* start Raw data *

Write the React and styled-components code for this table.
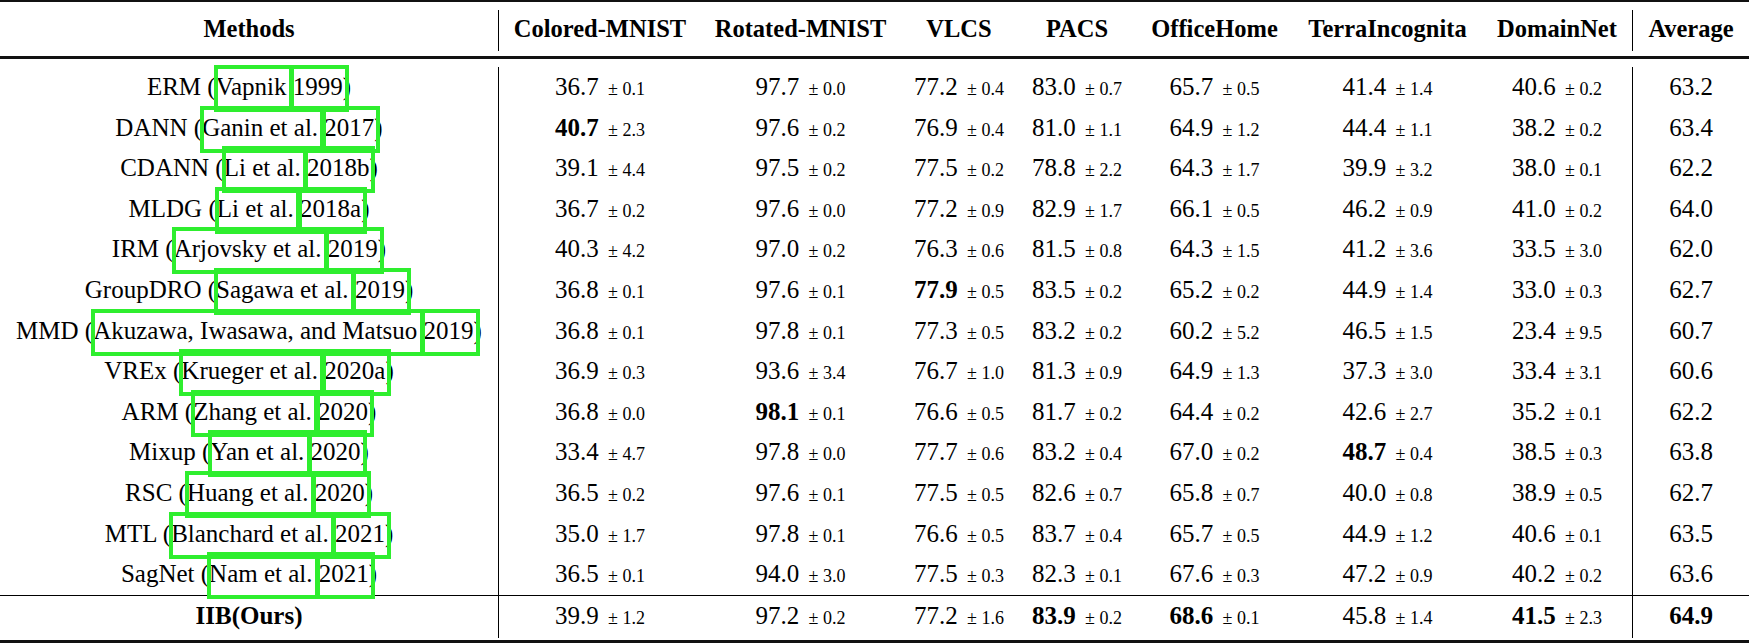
import React from 'react';
import styled, { createGlobalStyle } from 'styled-components';

const GlobalStyle = createGlobalStyle`
  html, body { margin: 0; padding: 0; background: #ffffff; }
  body {
    font-family: "Liberation Serif", "Times New Roman", serif;
    color: #000;
  }
`;

const COLS = '498px 203px 199px 118px 118px 157px 189px 150px 117px';

const Table = styled.div`
  width: 1749px;
  display: flex;
  flex-direction: column;
`;

const Rule = styled.div`
  height: ${(p) => p.$h}px;
  background: #111;
`;

const HeaderRow = styled.div`
  display: grid;
  grid-template-columns: ${COLS};
  padding: 8px 0 5px;
`;

const HeadCell = styled.div`
  box-sizing: border-box;
  height: 41px;
  font-size: 24.5px;
  font-weight: 700;
  line-height: 37px;
  text-align: center;
  white-space: nowrap;
  border-left: ${(p) => (p.$divider ? '1px solid #000' : '0')};
`;

const Body = styled.div`
  display: flex;
  flex-direction: column;
  padding-top: 8px;
`;

const Row = styled.div`
  display: grid;
  grid-template-columns: ${COLS};
  height: 40.6px;
  border-top: ${(p) => (p.$rule ? '1px solid #000' : '0')};
`;

const Cell = styled.div`
  box-sizing: border-box;
  font-size: 25px;
  line-height: 40.6px;
  text-align: center;
  white-space: nowrap;
  border-left: ${(p) => (p.$divider ? '1px solid #000' : '0')};
  font-weight: ${(p) => (p.$bold ? 700 : 400)};
`;

const Cite = styled.span`
  position: relative;
  &::after {
    content: '';
    position: absolute;
    top: -8px;
    bottom: -12px;
    left: ${(p) => (p.$year ? '-2.5px' : '-2px')};
    right: ${(p) => (p.$year ? '-6px' : '0px')};
    border: 4px solid #2eee2e;
    pointer-events: none;
  }
`;

const Value = styled.span`
  font-weight: ${(p) => (p.$bold ? 700 : 400)};
`;

const Std = styled.span`
  font-size: 18px;
  margin-left: 3px;
`;

const Spacer = styled.div`
  height: 4px;
`;

const HEADERS = [
  'Methods',
  'Colored-MNIST',
  'Rotated-MNIST',
  'VLCS',
  'PACS',
  'OfficeHome',
  'TerraIncognita',
  'DomainNet',
  'Average',
];

const DIVIDERS = [1, 8];

const ROWS = [
  ['ERM', 'Vapnik ', '1999', ['36.7', '0.1'], ['97.7', '0.0'], ['77.2', '0.4'], ['83.0', '0.7'], ['65.7', '0.5'], ['41.4', '1.4'], ['40.6', '0.2'], '63.2'],
  ['DANN', 'Ganin et al. ', '2017', ['40.7', '2.3', true], ['97.6', '0.2'], ['76.9', '0.4'], ['81.0', '1.1'], ['64.9', '1.2'], ['44.4', '1.1'], ['38.2', '0.2'], '63.4'],
  ['CDANN', 'Li et al. ', '2018b', ['39.1', '4.4'], ['97.5', '0.2'], ['77.5', '0.2'], ['78.8', '2.2'], ['64.3', '1.7'], ['39.9', '3.2'], ['38.0', '0.1'], '62.2'],
  ['MLDG', 'Li et al. ', '2018a', ['36.7', '0.2'], ['97.6', '0.0'], ['77.2', '0.9'], ['82.9', '1.7'], ['66.1', '0.5'], ['46.2', '0.9'], ['41.0', '0.2'], '64.0'],
  ['IRM', 'Arjovsky et al. ', '2019', ['40.3', '4.2'], ['97.0', '0.2'], ['76.3', '0.6'], ['81.5', '0.8'], ['64.3', '1.5'], ['41.2', '3.6'], ['33.5', '3.0'], '62.0'],
  ['GroupDRO', 'Sagawa et al. ', '2019', ['36.8', '0.1'], ['97.6', '0.1'], ['77.9', '0.5', true], ['83.5', '0.2'], ['65.2', '0.2'], ['44.9', '1.4'], ['33.0', '0.3'], '62.7'],
  ['MMD', 'Akuzawa, Iwasawa, and Matsuo ', '2019', ['36.8', '0.1'], ['97.8', '0.1'], ['77.3', '0.5'], ['83.2', '0.2'], ['60.2', '5.2'], ['46.5', '1.5'], ['23.4', '9.5'], '60.7'],
  ['VREx', 'Krueger et al. ', '2020a', ['36.9', '0.3'], ['93.6', '3.4'], ['76.7', '1.0'], ['81.3', '0.9'], ['64.9', '1.3'], ['37.3', '3.0'], ['33.4', '3.1'], '60.6'],
  ['ARM', 'Zhang et al. ', '2020', ['36.8', '0.0'], ['98.1', '0.1', true], ['76.6', '0.5'], ['81.7', '0.2'], ['64.4', '0.2'], ['42.6', '2.7'], ['35.2', '0.1'], '62.2'],
  ['Mixup', 'Yan et al. ', '2020', ['33.4', '4.7'], ['97.8', '0.0'], ['77.7', '0.6'], ['83.2', '0.4'], ['67.0', '0.2'], ['48.7', '0.4', true], ['38.5', '0.3'], '63.8'],
  ['RSC', 'Huang et al. ', '2020', ['36.5', '0.2'], ['97.6', '0.1'], ['77.5', '0.5'], ['82.6', '0.7'], ['65.8', '0.7'], ['40.0', '0.8'], ['38.9', '0.5'], '62.7'],
  ['MTL', 'Blanchard et al. ', '2021', ['35.0', '1.7'], ['97.8', '0.1'], ['76.6', '0.5'], ['83.7', '0.4'], ['65.7', '0.5'], ['44.9', '1.2'], ['40.6', '0.1'], '63.5'],
  ['SagNet', 'Nam et al. ', '2021', ['36.5', '0.1'], ['94.0', '3.0'], ['77.5', '0.3'], ['82.3', '0.1'], ['67.6', '0.3'], ['47.2', '0.9'], ['40.2', '0.2'], '63.6'],
];

const OURS = [
  ['39.9', '1.2'],
  ['97.2', '0.2'],
  ['77.2', '1.6'],
  ['83.9', '0.2', true],
  ['68.6', '0.1', true],
  ['45.8', '1.4'],
  ['41.5', '2.3', true],
];

function Score({ v }) {
  const [mean, std, bold] = v;
  return (
    <>
      <Value $bold={bold}>{mean}</Value> <Std>± {std}</Std>
    </>
  );
}

export default function App() {
  return (
    <>
      <GlobalStyle />
      <Table>
        <Rule $h={2} />
        <HeaderRow>
          {HEADERS.map((h, i) => (
            <HeadCell key={h} $divider={DIVIDERS.includes(i)}>
              {h}
            </HeadCell>
          ))}
        </HeaderRow>
        <Rule $h={3} />
        <Body>
          {ROWS.map((r) => {
            const [name, author, year, ...rest] = r;
            const scores = rest.slice(0, 7);
            const avg = rest[7];
            return (
              <Row key={name}>
                <Cell>
                  {name} (<Cite>{author}</Cite>
                  <Cite $year>{year}</Cite>)
                </Cell>
                {scores.map((s, i) => (
                  <Cell key={i} $divider={i === 0}>
                    <Score v={s} />
                  </Cell>
                ))}
                <Cell $divider>{avg}</Cell>
              </Row>
            );
          })}
          <Row $rule>
            <Cell $bold>IIB(Ours)</Cell>
            {OURS.map((s, i) => (
              <Cell key={i} $divider={i === 0}>
                <Score v={s} />
              </Cell>
            ))}
            <Cell $divider $bold>
              64.9
            </Cell>
          </Row>
        </Body>
        <Spacer />
        <Rule $h={3} />
      </Table>
    </>
  );
}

* end Raw data *

Reproduce the full listing above verbatim, with no pictures included.

Write the React and styled-components code for this table.
import React from 'react';
import styled, { createGlobalStyle } from 'styled-components';

const GlobalStyle = createGlobalStyle`
  html, body { margin: 0; padding: 0; background: #ffffff; }
  body {
    font-family: "Liberation Serif", "Times New Roman", serif;
    color: #000;
  }
`;

const COLS = '498px 203px 199px 118px 118px 157px 189px 150px 117px';

const Table = styled.div`
  width: 1749px;
  display: flex;
  flex-direction: column;
`;

const Rule = styled.div`
  height: ${(p) => p.$h}px;
  background: #111;
`;

const HeaderRow = styled.div`
  display: grid;
  grid-template-columns: ${COLS};
  padding: 8px 0 5px;
`;

const HeadCell = styled.div`
  box-sizing: border-box;
  height: 41px;
  font-size: 24.5px;
  font-weight: 700;
  line-height: 37px;
  text-align: center;
  white-space: nowrap;
  border-left: ${(p) => (p.$divider ? '1px solid #000' : '0')};
`;

const Body = styled.div`
  display: flex;
  flex-direction: column;
  padding-top: 8px;
`;

const Row = styled.div`
  display: grid;
  grid-template-columns: ${COLS};
  height: 40.6px;
  border-top: ${(p) => (p.$rule ? '1px solid #000' : '0')};
`;

const Cell = styled.div`
  box-sizing: border-box;
  font-size: 25px;
  line-height: 40.6px;
  text-align: center;
  white-space: nowrap;
  border-left: ${(p) => (p.$divider ? '1px solid #000' : '0')};
  font-weight: ${(p) => (p.$bold ? 700 : 400)};
`;

const Cite = styled.span`
  position: relative;
  &::after {
    content: '';
    position: absolute;
    top: -8px;
    bottom: -12px;
    left: ${(p) => (p.$year ? '-2.5px' : '-2px')};
    right: ${(p) => (p.$year ? '-6px' : '0px')};
    border: 4px solid #2eee2e;
    pointer-events: none;
  }
`;

const Value = styled.span`
  font-weight: ${(p) => (p.$bold ? 700 : 400)};
`;

const Std = styled.span`
  font-size: 18px;
  margin-left: 3px;
`;

const Spacer = styled.div`
  height: 4px;
`;

const HEADERS = [
  'Methods',
  'Colored-MNIST',
  'Rotated-MNIST',
  'VLCS',
  'PACS',
  'OfficeHome',
  'TerraIncognita',
  'DomainNet',
  'Average',
];

const DIVIDERS = [1, 8];

const ROWS = [
  ['ERM', 'Vapnik ', '1999', ['36.7', '0.1'], ['97.7', '0.0'], ['77.2', '0.4'], ['83.0', '0.7'], ['65.7', '0.5'], ['41.4', '1.4'], ['40.6', '0.2'], '63.2'],
  ['DANN', 'Ganin et al. ', '2017', ['40.7', '2.3', true], ['97.6', '0.2'], ['76.9', '0.4'], ['81.0', '1.1'], ['64.9', '1.2'], ['44.4', '1.1'], ['38.2', '0.2'], '63.4'],
  ['CDANN', 'Li et al. ', '2018b', ['39.1', '4.4'], ['97.5', '0.2'], ['77.5', '0.2'], ['78.8', '2.2'], ['64.3', '1.7'], ['39.9', '3.2'], ['38.0', '0.1'], '62.2'],
  ['MLDG', 'Li et al. ', '2018a', ['36.7', '0.2'], ['97.6', '0.0'], ['77.2', '0.9'], ['82.9', '1.7'], ['66.1', '0.5'], ['46.2', '0.9'], ['41.0', '0.2'], '64.0'],
  ['IRM', 'Arjovsky et al. ', '2019', ['40.3', '4.2'], ['97.0', '0.2'], ['76.3', '0.6'], ['81.5', '0.8'], ['64.3', '1.5'], ['41.2', '3.6'], ['33.5', '3.0'], '62.0'],
  ['GroupDRO', 'Sagawa et al. ', '2019', ['36.8', '0.1'], ['97.6', '0.1'], ['77.9', '0.5', true], ['83.5', '0.2'], ['65.2', '0.2'], ['44.9', '1.4'], ['33.0', '0.3'], '62.7'],
  ['MMD', 'Akuzawa, Iwasawa, and Matsuo ', '2019', ['36.8', '0.1'], ['97.8', '0.1'], ['77.3', '0.5'], ['83.2', '0.2'], ['60.2', '5.2'], ['46.5', '1.5'], ['23.4', '9.5'], '60.7'],
  ['VREx', 'Krueger et al. ', '2020a', ['36.9', '0.3'], ['93.6', '3.4'], ['76.7', '1.0'], ['81.3', '0.9'], ['64.9', '1.3'], ['37.3', '3.0'], ['33.4', '3.1'], '60.6'],
  ['ARM', 'Zhang et al. ', '2020', ['36.8', '0.0'], ['98.1', '0.1', true], ['76.6', '0.5'], ['81.7', '0.2'], ['64.4', '0.2'], ['42.6', '2.7'], ['35.2', '0.1'], '62.2'],
  ['Mixup', 'Yan et al. ', '2020', ['33.4', '4.7'], ['97.8', '0.0'], ['77.7', '0.6'], ['83.2', '0.4'], ['67.0', '0.2'], ['48.7', '0.4', true], ['38.5', '0.3'], '63.8'],
  ['RSC', 'Huang et al. ', '2020', ['36.5', '0.2'], ['97.6', '0.1'], ['77.5', '0.5'], ['82.6', '0.7'], ['65.8', '0.7'], ['40.0', '0.8'], ['38.9', '0.5'], '62.7'],
  ['MTL', 'Blanchard et al. ', '2021', ['35.0', '1.7'], ['97.8', '0.1'], ['76.6', '0.5'], ['83.7', '0.4'], ['65.7', '0.5'], ['44.9', '1.2'], ['40.6', '0.1'], '63.5'],
  ['SagNet', 'Nam et al. ', '2021', ['36.5', '0.1'], ['94.0', '3.0'], ['77.5', '0.3'], ['82.3', '0.1'], ['67.6', '0.3'], ['47.2', '0.9'], ['40.2', '0.2'], '63.6'],
];

const OURS = [
  ['39.9', '1.2'],
  ['97.2', '0.2'],
  ['77.2', '1.6'],
  ['83.9', '0.2', true],
  ['68.6', '0.1', true],
  ['45.8', '1.4'],
  ['41.5', '2.3', true],
];

function Score({ v }) {
  const [mean, std, bold] = v;
  return (
    <>
      <Value $bold={bold}>{mean}</Value> <Std>± {std}</Std>
    </>
  );
}

export default function App() {
  return (
    <>
      <GlobalStyle />
      <Table>
        <Rule $h={2} />
        <HeaderRow>
          {HEADERS.map((h, i) => (
            <HeadCell key={h} $divider={DIVIDERS.includes(i)}>
              {h}
            </HeadCell>
          ))}
        </HeaderRow>
        <Rule $h={3} />
        <Body>
          {ROWS.map((r) => {
            const [name, author, year, ...rest] = r;
            const scores = rest.slice(0, 7);
            const avg = rest[7];
            return (
              <Row key={name}>
                <Cell>
                  {name} (<Cite>{author}</Cite>
                  <Cite $year>{year}</Cite>)
                </Cell>
                {scores.map((s, i) => (
                  <Cell key={i} $divider={i === 0}>
                    <Score v={s} />
                  </Cell>
                ))}
                <Cell $divider>{avg}</Cell>
              </Row>
            );
          })}
          <Row $rule>
            <Cell $bold>IIB(Ours)</Cell>
            {OURS.map((s, i) => (
              <Cell key={i} $divider={i === 0}>
                <Score v={s} />
              </Cell>
            ))}
            <Cell $divider $bold>
              64.9
            </Cell>
          </Row>
        </Body>
        <Spacer />
        <Rule $h={3} />
      </Table>
    </>
  );
}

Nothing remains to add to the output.